Denial of Due Process Claims
The court considered the Company's claims regarding the alleged ambiguity of the NLRB's complaint and the assertion of due process violations during the hearing. The court found these arguments unpersuasive, noting that the NLRB's complaint was sufficiently clear in outlining the unfair labor practices at issue. The court underscored that the Company had ample opportunity to present its case and challenge the evidence against it during the administrative proceedings. Furthermore, the court indicated that the procedural safeguards present in the hearing were adequate to ensure that the Company received a fair opportunity to defend itself. The court concluded that the Company's contentions did not rise to the level of a due process violation, as the proceedings conducted by the administrative law judge were deemed fair and comprehensive. Thus, the court upheld the validity of the NLRB’s order without finding any procedural deficiencies.
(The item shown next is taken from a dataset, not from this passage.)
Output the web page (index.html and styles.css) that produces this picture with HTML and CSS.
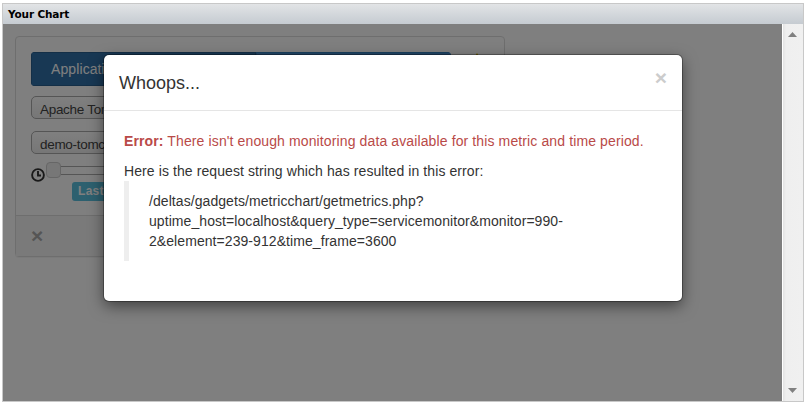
FILE: index.html
```html
<!DOCTYPE html>
<html lang="en">
<head>
<meta charset="utf-8">
<title>Your Chart</title>
<link rel="stylesheet" href="styles.css">
</head>
<body>
<div class="gadget">
  <header class="gadget-title">Your Chart</header>
  <div class="gadget-body">
    <main class="viewport">
      <section class="panel">
        <div class="panel-body">
          <div class="toolbar">
            <div class="btn-group"><div class="btn active">Applications</div><div class="btn"></div></div>
            <svg class="bolt" width="6" height="12" viewBox="0 0 6 12"><path d="M3 0L6 5H4v7H2V5H0z"/></svg>
          </div>
          <div class="select first">Apache Tomcat</div>
          <div class="select">demo-tomcat</div>
          <div class="slider-row">
            <svg class="clock" width="14" height="14" viewBox="0 0 14 14"><circle cx="7" cy="7" r="5.9"/><path d="M7 3v4.500h3"/></svg>
            <div class="slider"><div class="handle"></div><div class="track"></div></div>
          </div>
          <span class="label">Last hour</span>
        </div>
        <footer class="panel-footer">×</footer>
      </section>
      <div class="backdrop"></div>
    </main>
    <aside class="scrollbar">
      <svg width="9" height="5" viewBox="0 0 9 5"><path d="M4.500 0L9 5H0z"/></svg>
      <svg width="9" height="5" viewBox="0 0 9 5"><path d="M0 0h9L4.500 5z"/></svg>
    </aside>
  </div>
</div>
<div class="modal">
  <div class="modal-header"><h4>Whoops...</h4><span class="close">×</span></div>
  <div class="modal-body">
    <p class="error"><strong>Error:</strong> There isn't enough monitoring data available for this metric and time period.</p>
    <p class="intro">Here is the request string which has resulted in this error:</p>
    <blockquote>/deltas/gadgets/metricchart/getmetrics.php?<br>uptime_host=localhost&amp;query_type=servicemonitor&amp;monitor=990-<br>2&amp;element=239-912&amp;time_frame=3600</blockquote>
  </div>
</div>
</body>
</html>
```
FILE: styles.css
```css
* { box-sizing: border-box; }
body { margin: 0; padding: 3px 3px 2px 2px; height: 404px; overflow: hidden; background: #fff; font: 14px/20px "Liberation Sans", Arial, sans-serif; color: #333; }
.gadget { height: 399px; border: 1px solid #c8c8c8; display: flex; flex-direction: column; }
.gadget-title { height: 20px; background: linear-gradient(#e2e4e6, #c5cbd1); color: #000; font: bold 10.5px/20px "DejaVu Sans", Verdana, sans-serif; letter-spacing: -.15px; padding-left: 5px; }
.gadget-body { flex: 1; display: flex; }
.viewport { position: relative; flex: 1; padding: 12px; background: #fff; overflow: hidden; }
.backdrop { position: absolute; inset: 0; background: rgba(0,0,0,.5); }
.panel { width: 490px; height: 221px; border: 1px solid #ddd; border-radius: 4px; background: #fff; box-shadow: 0 1px 1px rgba(0,0,0,.05); }
.panel-body { height: 178px; padding: 15px; }
.toolbar { display: flex; gap: 23px; }
.bolt { margin-top: 1px; fill: #d8b800; }
.btn-group { display: flex; width: 420px; height: 34px; border-radius: 4px; overflow: hidden; }
.btn { flex: 1; background: #428bca; border: 1px solid #357ebd; color: #fff; }
.btn.active { flex: 0 0 225px; padding: 6px 19px; background: #3071a9; border-color: #285e8e; letter-spacing: .1px; }
.select { width: 420px; height: 23px; margin-top: 12px; padding: 1px 8px; border: 1px solid #aaa; border-radius: 5px; background: linear-gradient(#fff, #eee); color: #444; font-size: 13.5px; letter-spacing: -.3px; line-height: 23px; }
.select.first { margin-top: 10px; }
.slider-row { display: flex; align-items: flex-start; height: 27px; padding-top: 7px; }
.clock { margin-top: 7px; fill: none; stroke: #333; stroke-width: 1.9; }
.slider { display: flex; flex: 1; align-items: center; height: 18px; margin-left: 1px; }
.handle { width: 15px; height: 16px; border: 1px solid #ccc; border-radius: 4px; background: #eee; }
.track { flex: 1; height: 9px; border: 1px solid #aaa; border-left: 0; }
.label { display: block; width: 72px; height: 19px; margin: 1px 0 0 41px; padding: 0 6px; border-radius: 3px; background: #5bc0de; color: #fff; font-weight: bold; font-size: 12px; line-height: 19px; white-space: nowrap; letter-spacing: .3px; }
.panel-footer { height: 41px; border-top: 1px solid #ddd; background: #f5f5f5; padding: 10px 15px; font-size: 21px; font-weight: bold; color: #aaa; }
.scrollbar { width: 21px; border-left: 1px solid #fff; background: linear-gradient(90deg, #e3e3e3, #efefef 3px, #f0f0f0); display: flex; flex-direction: column; justify-content: space-between; align-items: center; padding: 8px 1px 8px 0; fill: #808080; }
.modal { position: absolute; left: 104px; top: 55px; width: 578px; height: 246px; border-radius: 5px; background: #fff; box-shadow: 0 0 0 1px rgba(0,0,0,.3), 0 5px 15px rgba(0,0,0,.5); }
.modal-header { display: flex; justify-content: space-between; height: 56px; border-bottom: 1px solid #e5e5e5; padding: 15px 15px 0; }
h4 { margin: 0; font-size: 18px; font-weight: normal; line-height: 26px; }
.close { color: #ccc; font-size: 21px; line-height: 15px; font-weight: bold; }
.modal-body { padding: 20px; letter-spacing: .09px; }
p { margin: 0 0 10px; }
.error { color: #b94a48; letter-spacing: .118px; }
.intro { margin-bottom: 0; }
blockquote { margin: 0; padding: 10px 20px; border-left: 5px solid #eee; letter-spacing: .07px; }
```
Denial of Penalty for Frivolous Appeal
The court addressed the Union's argument for a penalty against the Company due to what was characterized as a frivolous appeal. While the court acknowledged that the Company had raised various points in its challenge to the NLRB's order, it ultimately concluded that the appeal did not demonstrate bad faith or an intent to misuse the judicial process. The court reiterated that an unsuccessful appeal does not automatically equate to frivolity, emphasizing that legal standards may be sufficiently unclear or contested to justify a party's right to appeal. The court expressed concern that imposing penalties for unsuccessful appeals could inadvertently discourage good faith litigation efforts. Therefore, while the court recognized the Union's position, it decided not to impose a Rule 38 penalty in this instance, opting to reserve such measures for more egregious cases in the future. This decision reflected a balance between upholding the integrity of the judicial process and encouraging legitimate legal challenges.